## [Material]
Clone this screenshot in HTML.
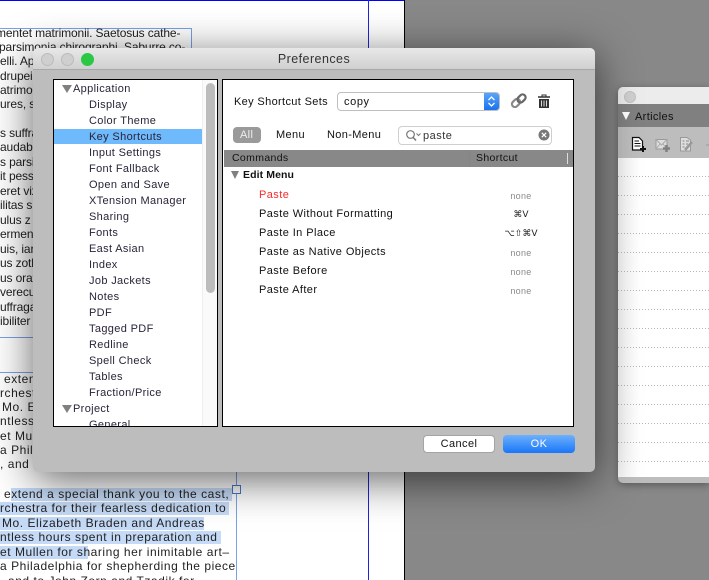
<!DOCTYPE html>
<html><head><meta charset="utf-8">
<style>
html,body{margin:0;padding:0}
body{width:709px;height:580px;position:relative;overflow:hidden;background:#888;font-family:"Liberation Sans",sans-serif;color:#111}
.a{position:absolute}
.t{position:absolute;white-space:nowrap;font-size:11px;line-height:14px;letter-spacing:.35px}
#page{left:0;top:0;width:404px;height:580px;background:#fff;border-right:1px solid #000;overflow:hidden}
.b{position:absolute;white-space:nowrap;font-size:12px;line-height:14px;letter-spacing:-.13px;color:#222}
.l{position:absolute;white-space:nowrap;font-size:12px;line-height:14px;letter-spacing:.54px;color:#222}
.sel{position:absolute;background:#c5daf6}
#dlg{left:33px;top:48px;width:562px;height:424px;background:#bdbdbd;border-radius:5px;box-shadow:0 8px 42px rgba(0,0,0,.62);overflow:hidden}
#bar{left:0;top:0;width:562px;height:21px;background:linear-gradient(#e8e8e8,#d0d0d0);border-bottom:1px solid #a8a8a8}
.dot{position:absolute;width:11px;height:11px;border-radius:50%;background:#cfcfcf;border:1px solid #bbb;top:5px}
#left{left:53px;top:79px;width:163px;height:346px;background:#fff;border:1.5px solid #000;overflow:hidden}
#right{left:222px;top:79px;width:350px;height:346px;background:#fff;border:1.5px solid #000;overflow:hidden}
.i{position:absolute;left:35px;color:#2a2438}
.h{position:absolute;left:19px;color:#2a2438}
.tri{position:absolute;width:0;height:0;border-left:5px solid transparent;border-right:5px solid transparent;border-top:8px solid #808080}
.c{position:absolute;left:36px;color:#111;font-size:11px;letter-spacing:.42px;white-space:nowrap;line-height:14px}
.n{position:absolute;width:60px;left:268px;text-align:center;color:#8a8a8a;font-size:9px;line-height:12px;letter-spacing:.3px}
.k{position:absolute;width:60px;left:268px;text-align:center;color:#222;font-size:9px;line-height:12px;font-family:"DejaVu Sans",sans-serif}
</style></head><body>

<div class="a" id="page">
  <div class="a" style="left:0;top:0;width:404px;height:1px;background:#00f"></div>
  <div class="a" style="left:368px;top:0;width:1px;height:580px;background:#22d"></div>
  <div class="a" style="left:0;top:28px;width:192px;height:310px;border:1px solid #7aa0e8;border-left:0;box-sizing:border-box"></div>
  <div class="a" style="left:0;top:372px;width:237px;height:220px;border:1px solid #7aa0e8;border-left:0;box-sizing:border-box"></div>
  <div class="a" style="left:232px;top:485px;width:9px;height:9px;background:#fff;border:1px solid #4a78c8;box-sizing:border-box"></div>

  <div class="b" style="left:-4px;top:26px">mentet matrimonii. Saetosus cathe-</div>
  <div class="b" style="left:-1px;top:40px">parsimonia chirographi. Saburre co-</div>
  <div class="b" style="left:0;top:54px">elli. Ap</div>
  <div class="b" style="left:0;top:69px">drupei</div>
  <div class="b" style="left:0;top:83px">atrimon</div>
  <div class="b" style="left:0;top:97px">ures, s</div>
  <div class="b" style="left:0;top:126px">s suffra</div>
  <div class="b" style="left:0;top:140px">audabil</div>
  <div class="b" style="left:0;top:155px">s parsi</div>
  <div class="b" style="left:0;top:169px">it pess</div>
  <div class="b" style="left:0;top:184px">eret vix</div>
  <div class="b" style="left:0;top:198px">ilitas s</div>
  <div class="b" style="left:0;top:213px">ulus z</div>
  <div class="b" style="left:0;top:227px">erment</div>
  <div class="b" style="left:0;top:242px">uis, iar</div>
  <div class="b" style="left:0;top:256px">us zoth</div>
  <div class="b" style="left:0;top:271px">us orat</div>
  <div class="b" style="left:0;top:285px">verecu</div>
  <div class="b" style="left:0;top:300px">uffraga</div>
  <div class="b" style="left:0;top:314px">ibiliter</div>

  <div class="l" style="left:4px;top:372px">exten</div>
  <div class="l" style="left:0;top:386px">rchest</div>
  <div class="l" style="left:2px;top:400px">Mo. E</div>
  <div class="l" style="left:0;top:414px">ntless</div>
  <div class="l" style="left:0;top:429px">et Mul</div>
  <div class="l" style="left:0;top:443px">a Phila</div>
  <div class="l" style="left:0;top:457px">, and</div>

  <div class="sel" style="left:11px;top:488px;width:221px;height:13px"></div>
  <div class="sel" style="left:0;top:502px;width:229px;height:13px"></div>
  <div class="sel" style="left:0;top:517px;width:204px;height:13px"></div>
  <div class="sel" style="left:0;top:531px;width:221px;height:13px"></div>
  <div class="sel" style="left:0;top:546px;width:88px;height:13px"></div>

  <div class="l" style="left:4px;top:487px">extend a special thank you to the cast,</div>
  <div class="l" style="left:0;top:501px">rchestra for their fearless dedication to</div>
  <div class="l" style="left:2px;top:516px">Mo. Elizabeth Braden and Andreas</div>
  <div class="l" style="left:0;top:530px">ntless hours spent in preparation and</div>
  <div class="l" style="left:0;top:545px">et Mullen for sharing her inimitable art–</div>
  <div class="l" style="left:0;top:559px">a Philadelphia for shepherding the piece</div>
  <div class="l" style="left:8px;top:574px">and to John Zorn and Tzadik for</div>
</div>

<!-- Articles palette -->
<div class="a" style="left:618px;top:87px;width:91px;height:396px;background:#bdbdbd;border-radius:5px 0 0 5px;box-shadow:0 2px 8px rgba(0,0,0,.35);overflow:hidden">
  <div class="a" style="left:0;top:0;width:91px;height:17px;background:#ececec"></div>
  <div class="a" style="left:6px;top:4px;width:10px;height:10px;border-radius:50%;background:#d0d0d0;border:1px solid #c2c2c2"></div>
  <div class="a" style="left:0;top:17px;width:91px;height:23px;background:#808080"></div>
  <div class="a" style="left:4px;top:25px;width:0;height:0;border-left:4.500px solid transparent;border-right:4.500px solid transparent;border-top:8px solid #fff"></div>
  <div class="t" style="left:17px;top:23px;font-size:11px;color:#111">Articles</div>
  <div class="a" style="left:0;top:71px;width:91px;height:319px;background:linear-gradient(90deg,#f3f3f3,#fff 22px);background-color:#fff"></div>
  <svg class="a" style="left:0;top:71px" width="91" height="319">
    <g stroke="#b5b5b5" stroke-dasharray="1 2" stroke-width="1">
      <path d="M0 18.500H91M0 37.500H91M0 56.500H91M0 75.500H91M0 94.500H91M0 113.500H91M0 132.500H91M0 151.500H91M0 170.500H91M0 189.500H91M0 208.500H91M0 227.500H91M0 246.500H91M0 265.500H91M0 284.500H91M0 303.500H91"/>
    </g>
  </svg>
  <svg class="a" style="left:12px;top:49px" width="79" height="18">
    <path d="M2.500 1.500H9L12.500 5V14H2.500Z" fill="#fff" stroke="#111" stroke-width="1.200"/>
    <path d="M4.500 5H9M4.500 7.500H10.500M4.500 10H10.500" stroke="#111"/>
    <path d="M13 10V16M10 13H16" stroke="#111" stroke-width="2"/>
    <path d="M26 3.500H37V13H26Z" fill="#ddd" stroke="#999"/>
    <path d="M26 3.500L31.500 9L37 3.500M26 13L30 8M37 13L33 8" fill="none" stroke="#aaa"/>
    <path d="M36.500 9V16M33 12.500H40" stroke="#808080" stroke-width="2.500"/>
    <path d="M50.500 1.500H57L60.500 4V15H50.500Z" fill="#ddd" stroke="#999"/>
    <path d="M52.500 5H54.500M52.500 8H54.500M52.500 11H54.500M56 5H59M56 8H58" stroke="#888"/>
    <path d="M55 14L62 6" stroke="#999" stroke-width="2.500"/>
    <path d="M76 9H79" stroke="#999"/>
  </svg>
</div>

<!-- Dialog -->
<div class="a" id="dlg">
  <div class="a" id="bar"></div>
  <div class="dot" style="left:8px"></div>
  <div class="dot" style="left:28px"></div>
  <div class="dot" style="left:48px;background:#2ac845;border-color:#2ac845"></div>
  <div class="t" style="left:0;width:562px;text-align:center;top:4px;font-size:12.500px;color:#333;letter-spacing:.45px">Preferences</div>
</div>

<div class="a" id="left">
  <div class="a" style="left:148px;top:0;width:15px;height:348px;background:#fafafa;border-left:1px solid #efefef;box-sizing:border-box"></div>
  <div class="a" style="left:152px;top:3px;width:9px;height:210px;background:#bcbcbc;border-radius:5px"></div>
  <div class="a" style="left:0;top:49px;width:148px;height:15px;background:#6fb9fd"></div>
  <div class="tri" style="left:8px;top:5px"></div>
  <div class="tri" style="left:8px;top:325px"></div>
  <div class="t h" style="top:2px">Application</div>
  <div class="t i" style="top:18px">Display</div>
  <div class="t i" style="top:34px">Color Theme</div>
  <div class="t i" style="top:50px">Key Shortcuts</div>
  <div class="t i" style="top:66px">Input Settings</div>
  <div class="t i" style="top:82px">Font Fallback</div>
  <div class="t i" style="top:98px">Open and Save</div>
  <div class="t i" style="top:114px">XTension Manager</div>
  <div class="t i" style="top:130px">Sharing</div>
  <div class="t i" style="top:146px">Fonts</div>
  <div class="t i" style="top:162px">East Asian</div>
  <div class="t i" style="top:178px">Index</div>
  <div class="t i" style="top:194px">Job Jackets</div>
  <div class="t i" style="top:210px">Notes</div>
  <div class="t i" style="top:226px">PDF</div>
  <div class="t i" style="top:242px">Tagged PDF</div>
  <div class="t i" style="top:258px">Redline</div>
  <div class="t i" style="top:274px">Spell Check</div>
  <div class="t i" style="top:290px">Tables</div>
  <div class="t i" style="top:306px">Fraction/Price</div>
  <div class="t h" style="top:322px">Project</div>
  <div class="t i" style="top:338px">General</div>
</div>

<div class="a" id="right">
  <div class="t" style="left:11px;top:15px;color:#111">Key Shortcut Sets</div>
  <div class="a" style="left:114px;top:12px;width:163px;height:19px;background:#fff;border:1px solid #bfbfbf;border-radius:4px;box-sizing:border-box;overflow:hidden">
    <div class="a" style="right:0;top:0;width:15px;height:17px;background:linear-gradient(#5aa4fb,#1a72ee)"></div>
    <svg class="a" style="right:0;top:0" width="15" height="17"><path d="M4.500 7L7.500 4L10.500 7M4.500 10L7.500 13L10.500 10" fill="none" stroke="#fff" stroke-width="1.300"/></svg>
  </div>
  <div class="t" style="left:121px;top:15px;color:#111;letter-spacing:.6px">copy</div>
  <svg class="a" style="left:287px;top:12px" width="18" height="18">
    <rect x="1.500" y="8" width="9" height="6" rx="3" transform="rotate(-45 6 11)" fill="none" stroke="#8a8a8a" stroke-width="2.200"/>
    <rect x="7" y="3.500" width="9" height="6" rx="3" transform="rotate(-45 11.500 6.500)" fill="none" stroke="#666" stroke-width="2.200"/>
  </svg>
  <svg class="a" style="left:314px;top:14px" width="14" height="15"><path d="M1 3H13" stroke="#333" stroke-width="1.500"/><path d="M5 2.500V1H9V2.500" fill="none" stroke="#333"/><path d="M2 5H12V14H2Z" fill="#333"/><path d="M4.500 6.500V12.500M7 6.500V12.500M9.500 6.500V12.500" stroke="#ddd"/></svg>

  <div class="a" style="left:10px;top:47px;width:28px;height:16px;background:#9a9a9a;border-radius:4px"></div>
  <div class="t" style="left:17px;top:48px;color:#eee">All</div>
  <div class="t" style="left:53px;top:48px;color:#111">Menu</div>
  <div class="t" style="left:104px;top:48px;color:#111">Non-Menu</div>
  <div class="a" style="left:175px;top:46px;width:154px;height:19px;background:#fff;border:1px solid #cfcfcf;border-radius:4px;box-sizing:border-box"></div>
  <svg class="a" style="left:182px;top:49px" width="18" height="13"><circle cx="5.500" cy="5.500" r="3.800" fill="none" stroke="#777" stroke-width="1.200"/><path d="M8.200 8.500L11 11.500" stroke="#777" stroke-width="1.500"/><path d="M11.500 4.500L13.500 6.500L15.500 4.500" fill="none" stroke="#777"/></svg>
  <div class="t" style="left:200px;top:49px;color:#333;letter-spacing:.5px">paste</div>
  <svg class="a" style="left:315px;top:49px" width="12" height="12"><circle cx="6" cy="6" r="5.500" fill="#777"/><path d="M3.800 3.800L8.200 8.200M8.200 3.800L3.800 8.200" stroke="#fff" stroke-width="1.200"/></svg>

  <div class="a" style="left:1px;top:70px;width:349px;height:17px;background:#888"></div>
  <div class="t" style="left:9px;top:71px;font-size:10.500px;color:#111">Commands</div>
  <div class="t" style="left:253px;top:71px;font-size:10.500px;color:#111">Shortcut</div>
  <div class="a" style="left:344px;top:73px;width:1px;height:11px;background:#ddd"></div>
  <div class="a" style="left:246px;top:71px;width:1px;height:15px;background:#848484"></div>

  <div class="tri" style="left:8px;top:91px;border-left-width:4.500px;border-right-width:4.500px"></div>
  <div class="t" style="left:20px;top:88px;font-weight:bold;font-size:10.500px;color:#111;letter-spacing:.1px">Edit Menu</div>

  <div class="c" style="top:108px;color:#f52c2c">Paste</div><div class="n" style="top:110px">none</div>
  <div class="c" style="top:127px">Paste Without Formatting</div><div class="k" style="top:129px">⌘V</div>
  <div class="c" style="top:146px">Paste In Place</div><div class="k" style="top:148px">⌥⇧⌘V</div>
  <div class="c" style="top:165px">Paste as Native Objects</div><div class="n" style="top:167px">none</div>
  <div class="c" style="top:184px">Paste Before</div><div class="n" style="top:186px">none</div>
  <div class="c" style="top:203px">Paste After</div><div class="n" style="top:205px">none</div>
</div>

<div class="a" style="left:423px;top:435px;width:72px;height:18px;background:#fff;border:1px solid #a4a4a4;border-radius:4px;box-sizing:border-box;text-align:center;font-size:11px;line-height:16px;letter-spacing:.4px;color:#111">Cancel</div>
<div class="a" style="left:503px;top:435px;width:72px;height:18px;background:linear-gradient(#6db0fd,#1a76f8);border-radius:4px;text-align:center;font-size:11px;line-height:18px;letter-spacing:.4px;color:#fff">OK</div>

</body></html>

## [Job]
Give again, word for word, every line from the top of the data above to the line holding "</style></head><body>", inclusive, with the pictures left out.

## [Answer to this exercise]
Clone this screenshot in HTML.
<!DOCTYPE html>
<html><head><meta charset="utf-8">
<style>
html,body{margin:0;padding:0}
body{width:709px;height:580px;position:relative;overflow:hidden;background:#888;font-family:"Liberation Sans",sans-serif;color:#111}
.a{position:absolute}
.t{position:absolute;white-space:nowrap;font-size:11px;line-height:14px;letter-spacing:.35px}
#page{left:0;top:0;width:404px;height:580px;background:#fff;border-right:1px solid #000;overflow:hidden}
.b{position:absolute;white-space:nowrap;font-size:12px;line-height:14px;letter-spacing:-.13px;color:#222}
.l{position:absolute;white-space:nowrap;font-size:12px;line-height:14px;letter-spacing:.54px;color:#222}
.sel{position:absolute;background:#c5daf6}
#dlg{left:33px;top:48px;width:562px;height:424px;background:#bdbdbd;border-radius:5px;box-shadow:0 8px 42px rgba(0,0,0,.62);overflow:hidden}
#bar{left:0;top:0;width:562px;height:21px;background:linear-gradient(#e8e8e8,#d0d0d0);border-bottom:1px solid #a8a8a8}
.dot{position:absolute;width:11px;height:11px;border-radius:50%;background:#cfcfcf;border:1px solid #bbb;top:5px}
#left{left:53px;top:79px;width:163px;height:346px;background:#fff;border:1.5px solid #000;overflow:hidden}
#right{left:222px;top:79px;width:350px;height:346px;background:#fff;border:1.5px solid #000;overflow:hidden}
.i{position:absolute;left:35px;color:#2a2438}
.h{position:absolute;left:19px;color:#2a2438}
.tri{position:absolute;width:0;height:0;border-left:5px solid transparent;border-right:5px solid transparent;border-top:8px solid #808080}
.c{position:absolute;left:36px;color:#111;font-size:11px;letter-spacing:.42px;white-space:nowrap;line-height:14px}
.n{position:absolute;width:60px;left:268px;text-align:center;color:#8a8a8a;font-size:9px;line-height:12px;letter-spacing:.3px}
.k{position:absolute;width:60px;left:268px;text-align:center;color:#222;font-size:9px;line-height:12px;font-family:"DejaVu Sans",sans-serif}
</style></head><body>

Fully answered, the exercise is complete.